Premature elections are a bit like clock change in spring: The night has one hour less, and you just can not believe it is already 8 o'clock in the morning. You know that awful feeling, like being cheated out of sleeping time? - That is how the whole political public felt until last week-end: Just not ready to get up and make up your mind about whom to vote for. This was the case not only for voters, but also for politicians and the media: After integrating the lame camaigns into our political sleeps, like I usually integrate Monday morning's alarm clock signal into my dreams, we finally hit the snooze-button.

Read below the fold:


  • Day Zero will not be day zero


Day Zero will not be day zero

Counting down to election day now really feels like a NASA-countdown: We can not be sure if there has been a decision when zero has been reached. Why?

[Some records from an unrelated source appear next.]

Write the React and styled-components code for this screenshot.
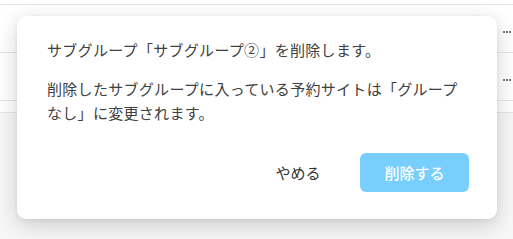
import React from "react";
import styled, { createGlobalStyle } from "styled-components";

const GlobalStyle = createGlobalStyle`
  html, body {
    margin: 0;
    padding: 0;
    background: #f7f7f7;
    font-family: "Noto Sans CJK JP", "Noto Sans", sans-serif;
  }
`;

const rows = [1, 2];

export default function App() {
  return (
    <>
      <GlobalStyle />
      <Page>
        <List>
          {rows.map((r) => (
            <Row key={r}>
              <MoreDots>
                <i />
                <i />
                <i />
              </MoreDots>
            </Row>
          ))}
          <FooterRow />
        </List>

        <Dialog role="dialog">
          <Body>
            <Message>サブグループ「サブグループ②」を削除します。</Message>
            <Message>
              削除したサブグループに入っている予約サイトは「グループなし」に変更されます。
            </Message>
          </Body>
          <Actions>
            <Button>やめる</Button>
            <Button primary>削除する</Button>
          </Actions>
        </Dialog>
      </Page>
    </>
  );
}

const Page = styled.div`
  position: relative;
  width: 513px;
  height: 239px;
  overflow: hidden;
`;

const List = styled.div`
  background: #fff;
  padding-top: 4px;
  border-bottom: 1px solid #e6e6e6;
`;

const Row = styled.div`
  height: 47px;
  border-top: 1px solid #e6e6e6;
  display: flex;
  align-items: center;
  justify-content: flex-end;
`;

const FooterRow = styled.div`
  height: 11px;
  border-top: 1px solid #e6e6e6;
`;

const MoreDots = styled.span`
  display: flex;
  gap: 1px;
  width: 10px;
  margin-top: 7px;
  i {
    width: 2px;
    height: 2px;
    border-radius: 50%;
    background: #5a4a50;
    flex: none;
  }
`;

const Dialog = styled.div`
  position: absolute;
  top: 16px;
  left: 17px;
  width: 480px;
  box-sizing: border-box;
  padding: 22px 28px 27px 30px;
  background: #fff;
  border-radius: 9px;
  box-shadow: 0 6px 22px rgba(0, 0, 0, 0.18), 0 1px 4px rgba(0, 0, 0, 0.06);
`;

const Body = styled.div`
  display: flex;
  flex-direction: column;
  gap: 15px;
  max-width: 414px;
`;

const Message = styled.p`
  margin: 0;
  font-size: 15px;
  letter-spacing: 0.3px;
  line-height: 24px;
  color: #404040;
`;

const Actions = styled.div`
  display: flex;
  justify-content: flex-end;
  gap: 12px;
  margin-top: 28px;
`;

const Button = styled.button`
  width: ${(p) => (p.primary ? "109px" : "100px")};
  height: 39px;
  border: none;
  border-radius: 6px;
  font-family: inherit;
  font-size: 15px;
  font-weight: ${(p) => (p.primary ? 500 : 400)};
  background: ${(p) => (p.primary ? "#78cffd" : "transparent")};
  color: ${(p) => (p.primary ? "#fff" : "#333")};
  cursor: pointer;
`;
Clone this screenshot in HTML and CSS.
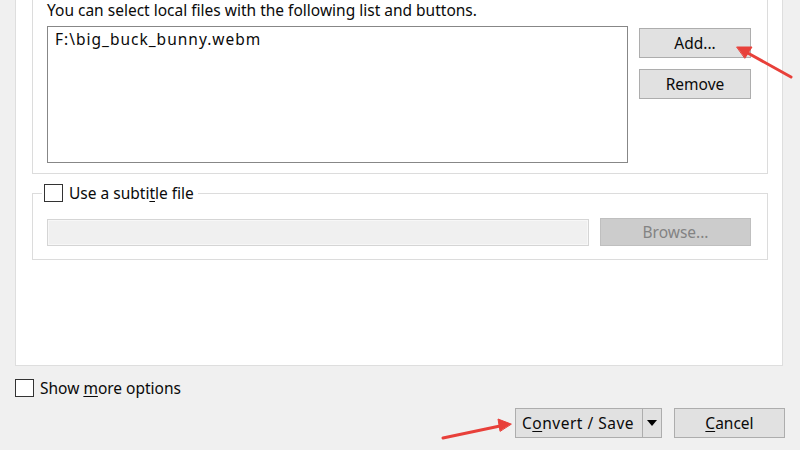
FILE: index.html
```html
<!DOCTYPE html>
<html>
<head>
<meta charset="utf-8">
<link rel="stylesheet" href="styles.css">
</head>
<body>
<div class="window">
  <div class="panel">
    <div class="group files">
      <p class="hint">You can select local files with the following list and buttons.</p>
      <div class="files-row">
        <div class="listbox"><div class="item">F:\big_buck_bunny.webm</div></div>
        <div class="side-buttons">
          <div class="btn">Add...</div>
          <div class="btn">Remove</div>
        </div>
      </div>
    </div>
    <fieldset class="group subs">
      <legend class="legend"><span class="check"></span><span>Use a subti<u>t</u>le file</span></legend>
      <div class="subs-row">
        <div class="input"></div>
        <div class="btn disabled browse">Browse...</div>
      </div>
    </fieldset>
  </div>
  <div class="more"><span class="check"></span><span>Show <u>m</u>ore options</span></div>
  <div class="actions">
    <div class="btn split"><span class="split-label">C<u>o</u>nvert / Save</span><span class="split-drop"><svg width="10" height="6" viewBox="0 0 10 6"><path d="M0 0H10L5 6Z" fill="#000"/></svg></span></div>
    <div class="btn cancel"><u>C</u>ancel</div>
  </div>
</div>
<svg class="arrows" width="800" height="450" viewBox="0 0 800 450">
  <g stroke="#e8403a" stroke-width="3" stroke-linecap="round" fill="#e8403a">
    <line x1="791" y1="77" x2="746" y2="52"/>
    <path d="M737 47 L752 47 L745 58 Z" stroke-width="1"/>
    <line x1="443" y1="438" x2="500" y2="426"/>
    <path d="M511 424 L498 419 L500 431 Z" stroke-width="1"/>
  </g>
</svg>
</body>
</html>
```
FILE: styles.css
```css
* { box-sizing: border-box; }
html, body {
  margin: 0;
  padding: 0;
  width: 800px;
  height: 450px;
  overflow: hidden;
  background: #f0f0f0;
  font-family: "Noto Sans", "Open Sans", sans-serif;
  font-size: 15.5px;
  color: #0a0a0a;
}
body { position: relative; }
.window {
  display: flex;
  flex-direction: column;
}
.panel {
  margin: -20px 0 0 15px;
  width: 768px;
  height: 386px;
  background: #fff;
  border: 1px solid #dedede;
  border-top: none;
  display: flex;
  flex-direction: column;
}
.group {
  width: 736px;
  margin-left: 16px;
  border: 1px solid #dcdcdc;
}
.files {
  padding: 20px 16px 10px 14px;
}
.hint {
  margin: 0 0 7px;
  line-height: 18px;
  height: 18px;
}
.files-row {
  display: flex;
  gap: 11px;
  align-items: flex-start;
}
.listbox {
  flex: 1;
  height: 137px;
  border: 1px solid #878787;
  padding: 2px 7px;
}
.item { line-height: 20px; letter-spacing: 1px; }
.side-buttons {
  display: flex;
  flex-direction: column;
  gap: 11px;
  margin-top: 2px;
  width: 112px;
}
.btn {
  height: 30px;
  background: #e1e1e1;
  border: 1px solid #adadad;
  display: flex;
  align-items: center;
  justify-content: center;
  line-height: 18px;
}
.btn.disabled {
  background: #cccccc;
  border-color: #bfbfbf;
  color: #838383;
}
.subs {
  margin: 10px 0 0 16px;
  padding: 16px 16px 13px 14px;
  min-width: 0;
}
.legend {
  display: flex;
  align-items: center;
  gap: 6px;
  margin-left: -5px;
  padding: 0 4px 0 2px;
  height: 18px;
  line-height: 18px;
}
.check {
  display: inline-block;
  width: 19px;
  height: 18px;
  border: 1px solid #333;
  background: #fff;
  flex: none;
}
.subs-row {
  display: flex;
  gap: 11px;
  align-items: center;
}
.input {
  flex: 1;
  height: 27px;
  background: #f0f0f0;
  border: 1px solid #d5d5d5;
  box-shadow: inset 0 0 0 1px #f7f7f7;
}
.browse {
  width: 151px;
  height: 28px;
}
.more {
  margin: 12px 0 0 15px;
  display: flex;
  align-items: center;
  gap: 6px;
  height: 19px;
  line-height: 18px;
}
.actions {
  margin-top: 11px;
  display: flex;
  justify-content: flex-end;
  gap: 12px;
  padding-right: 15px;
}
.split {
  width: 147px;
  justify-content: flex-start;
  padding-left: 6px;
}
.split-label {
  flex: 1;
  text-align: left;
  letter-spacing: 0.5px;
}
.split-drop {
  width: 19px;
  height: 100%;
  border-left: 1px solid #adadad;
  display: flex;
  align-items: center;
  justify-content: center;
  margin: 0;
}
.cancel { width: 111px; }
u { text-underline-offset: 2px; }
.arrows {
  position: absolute;
  left: 0;
  top: 0;
  pointer-events: none;
}
```
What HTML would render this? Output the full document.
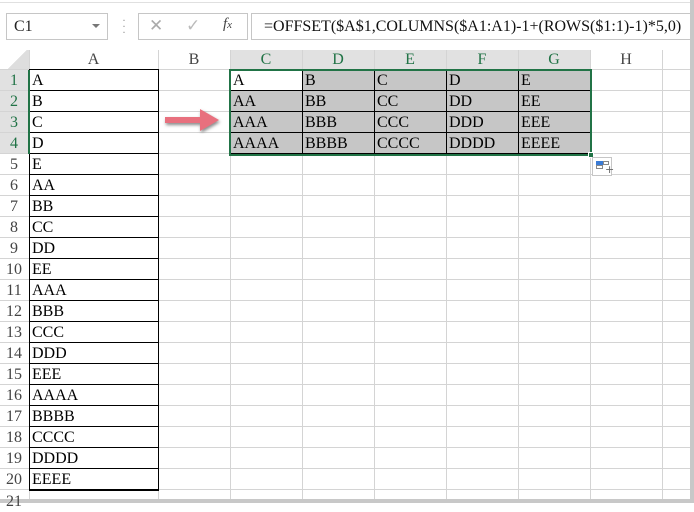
<!DOCTYPE html><html><head><style>
*{margin:0;padding:0;box-sizing:border-box}
body{width:694px;height:503px;background:#fff;position:relative;overflow:hidden;font-family:"Liberation Serif",serif;}
.a{position:absolute}
.v{position:absolute;top:50px;width:1px;height:451px;background:#d4d4d4}
.t{position:absolute;font-size:16px;color:#000;line-height:21px}
.rn{position:absolute;left:0;width:28px;text-align:center;font-size:16px;line-height:21px;color:#444}
.ch{position:absolute;top:50px;height:20px;line-height:20px;text-align:center;font-size:16px;color:#444}
</style></head><body>
<div class="a" style="left:0;top:0;width:694px;height:3px;border-bottom:1px solid #e0e0e0"></div>
<div class="a" style="left:6px;top:13px;width:102px;height:27px;border:1px solid #c6c6c6;font-size:16px;line-height:25px;padding-left:7px;color:#222">C1</div>
<div class="a" style="left:92px;top:24px;border-left:4px solid transparent;border-right:4px solid transparent;border-top:4px solid #777"></div>
<div class="a" style="left:122px;top:17px;color:#999;font-size:12px;line-height:6px">·<br>·<br>·</div>
<div class="a" style="left:138px;top:13px;width:110px;height:27px;border:1px solid #c6c6c6"></div>
<div class="a" style="left:149px;top:16px;color:#aaa;font-size:17px;font-family:'DejaVu Sans'">✕</div>
<div class="a" style="left:186px;top:16px;color:#bbb;font-size:17px;font-family:'DejaVu Sans'">✓</div>
<div class="a" style="left:223px;top:16px;color:#444;font-size:15px;font-style:italic">f<span style="font-size:11px">x</span></div>
<div class="a" style="left:251px;top:13px;width:441px;height:27px;border:1px solid #c6c6c6;font-size:16px;line-height:25px;padding-left:12px;color:#111;white-space:nowrap">=OFFSET($A$1,COLUMNS($A1:A1)-1+(ROWS($1:1)-1)*5,0)</div>
<div class="a" style="left:230px;top:50px;width:361px;height:20px;background:#e1e1e1"></div>
<div class="a" style="left:0;top:70px;width:29px;height:84px;background:#e1e1e1"></div>
<div class="a" style="left:0;top:50px;width:29px;height:20px;background:linear-gradient(135deg,#fff 55%,#dedede 55%)"></div>
<div class="a" style="left:0;top:69px;width:692px;height:432px;background:repeating-linear-gradient(to bottom,#d4d4d4 0,#d4d4d4 1px,transparent 1px,transparent 21px)"></div>
<div class="v" style="left:29px"></div><div class="v" style="left:158px"></div><div class="v" style="left:230px"></div>
<div class="v" style="left:302px"></div><div class="v" style="left:374px"></div><div class="v" style="left:446px"></div>
<div class="v" style="left:518px"></div><div class="v" style="left:590px"></div><div class="v" style="left:662px"></div>
<div class="a" style="left:690px;top:0;width:4px;height:503px;background:#c8c8c8"></div>
<div class="a" style="left:0;top:499px;width:694px;height:4px;background:#c8c8c8"></div>
<div class="ch" style="left:29px;width:129px">A</div>
<div class="ch" style="left:158px;width:72px">B</div>
<div class="ch" style="left:230px;width:72px;color:#217346">C</div>
<div class="ch" style="left:302px;width:72px;color:#217346">D</div>
<div class="ch" style="left:374px;width:72px;color:#217346">E</div>
<div class="ch" style="left:446px;width:72px;color:#217346">F</div>
<div class="ch" style="left:518px;width:72px;color:#217346">G</div>
<div class="ch" style="left:590px;width:72px">H</div>
<div class="a" style="left:29px;top:69px;width:130px;height:422px;border:1px solid #000;background:repeating-linear-gradient(to bottom,transparent 0,transparent 20px,#000 20px,#000 21px)"></div>
<div class="a" style="left:28px;top:70px;width:2px;height:84px;background:#217346"></div>
<div class="a" style="left:230px;top:70px;width:361px;height:85px;background:#c6c6c6"></div>
<div class="a" style="left:231px;top:71px;width:71px;height:19px;background:#fff"></div>
<div class="a" style="left:230px;top:70px;width:361px;height:85px;background:repeating-linear-gradient(to bottom,transparent 0,transparent 20px,#000 20px,#000 21px)"></div>
<div class="a" style="left:302px;top:70px;width:1px;height:85px;background:#000"></div>
<div class="a" style="left:374px;top:70px;width:1px;height:85px;background:#000"></div>
<div class="a" style="left:446px;top:70px;width:1px;height:85px;background:#000"></div>
<div class="a" style="left:518px;top:70px;width:1px;height:85px;background:#000"></div>
<div class="a" style="left:229px;top:69px;width:363px;height:87px;border:2px solid #217346"></div>
<div class="a" style="left:588px;top:152px;width:6px;height:6px;background:#217346;border:1px solid #fff"></div>
<div class="a" style="left:592px;top:157px;width:20px;height:19px;border:1px solid #c6c6c6;background:#fff"></div>
<div class="a" style="left:596px;top:161px;width:7px;height:4px;background:#3a7bd5"></div>
<div class="a" style="left:603px;top:161px;width:6px;height:4px;border:1px solid #888"></div>
<div class="a" style="left:596px;top:165px;width:7px;height:4px;border:1px solid #888"></div>
<div class="a" style="left:605px;top:163px;font-size:11px;color:#666;font-family:'DejaVu Sans'">+</div>
<svg class="a" style="left:160px;top:103px" width="70" height="34"><defs><filter id="s"><feDropShadow dx="1" dy="2" stdDeviation="1.5" flood-color="#888"/></filter></defs><path d="M5 14 H40 V6 L59 17 L40 28 V20 H5 Z" fill="#e8707e" filter="url(#s)"/></svg>
<div class="rn" style="top:70px;color:#217346">1</div><div class="rn" style="top:91px;color:#217346">2</div>
<div class="rn" style="top:112px;color:#217346">3</div><div class="rn" style="top:133px;color:#217346">4</div>
<div class="rn" style="top:154px">5</div><div class="rn" style="top:175px">6</div><div class="rn" style="top:196px">7</div>
<div class="rn" style="top:217px">8</div><div class="rn" style="top:238px">9</div><div class="rn" style="top:259px">10</div>
<div class="rn" style="top:280px">11</div><div class="rn" style="top:301px">12</div><div class="rn" style="top:322px">13</div>
<div class="rn" style="top:343px">14</div><div class="rn" style="top:364px">15</div><div class="rn" style="top:385px">16</div>
<div class="rn" style="top:406px">17</div><div class="rn" style="top:427px">18</div><div class="rn" style="top:448px">19</div>
<div class="rn" style="top:469px">20</div><div class="rn" style="top:491px">21</div>
<div class="t" style="left:32px;top:70px">A</div><div class="t" style="left:32px;top:91px">B</div>
<div class="t" style="left:32px;top:112px">C</div><div class="t" style="left:32px;top:133px">D</div>
<div class="t" style="left:32px;top:154px">E</div><div class="t" style="left:32px;top:175px">AA</div>
<div class="t" style="left:32px;top:196px">BB</div><div class="t" style="left:32px;top:217px">CC</div>
<div class="t" style="left:32px;top:238px">DD</div><div class="t" style="left:32px;top:259px">EE</div>
<div class="t" style="left:32px;top:280px">AAA</div><div class="t" style="left:32px;top:301px">BBB</div>
<div class="t" style="left:32px;top:322px">CCC</div><div class="t" style="left:32px;top:343px">DDD</div>
<div class="t" style="left:32px;top:364px">EEE</div><div class="t" style="left:32px;top:385px">AAAA</div>
<div class="t" style="left:32px;top:406px">BBBB</div><div class="t" style="left:32px;top:427px">CCCC</div>
<div class="t" style="left:32px;top:448px">DDDD</div><div class="t" style="left:32px;top:469px">EEEE</div>
<div class="t" style="left:233px;top:70px">A</div><div class="t" style="left:305px;top:70px">B</div><div class="t" style="left:377px;top:70px">C</div><div class="t" style="left:449px;top:70px">D</div><div class="t" style="left:521px;top:70px">E</div>
<div class="t" style="left:233px;top:91px">AA</div><div class="t" style="left:305px;top:91px">BB</div><div class="t" style="left:377px;top:91px">CC</div><div class="t" style="left:449px;top:91px">DD</div><div class="t" style="left:521px;top:91px">EE</div>
<div class="t" style="left:233px;top:112px">AAA</div><div class="t" style="left:305px;top:112px">BBB</div><div class="t" style="left:377px;top:112px">CCC</div><div class="t" style="left:449px;top:112px">DDD</div><div class="t" style="left:521px;top:112px">EEE</div>
<div class="t" style="left:233px;top:133px">AAAA</div><div class="t" style="left:305px;top:133px">BBBB</div><div class="t" style="left:377px;top:133px">CCCC</div><div class="t" style="left:449px;top:133px">DDDD</div><div class="t" style="left:521px;top:133px">EEEE</div>
</body></html>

Yesterday, Kerstin Lorenz, extreme right wing party NPD-candidate in Dresden constituency, died after having suffered a cerebral apoplexy during a campaign event on Monday. The Saxonian election supervisor announced that election in the district, constituency no. 160, had to be postponed until the NPD announced a replacement and new ballots were printed. According to federal election law, in this case the election can be postponed until a maximum of six weeks later. But Saxonian election officials said that they strove for a delay as short as possible.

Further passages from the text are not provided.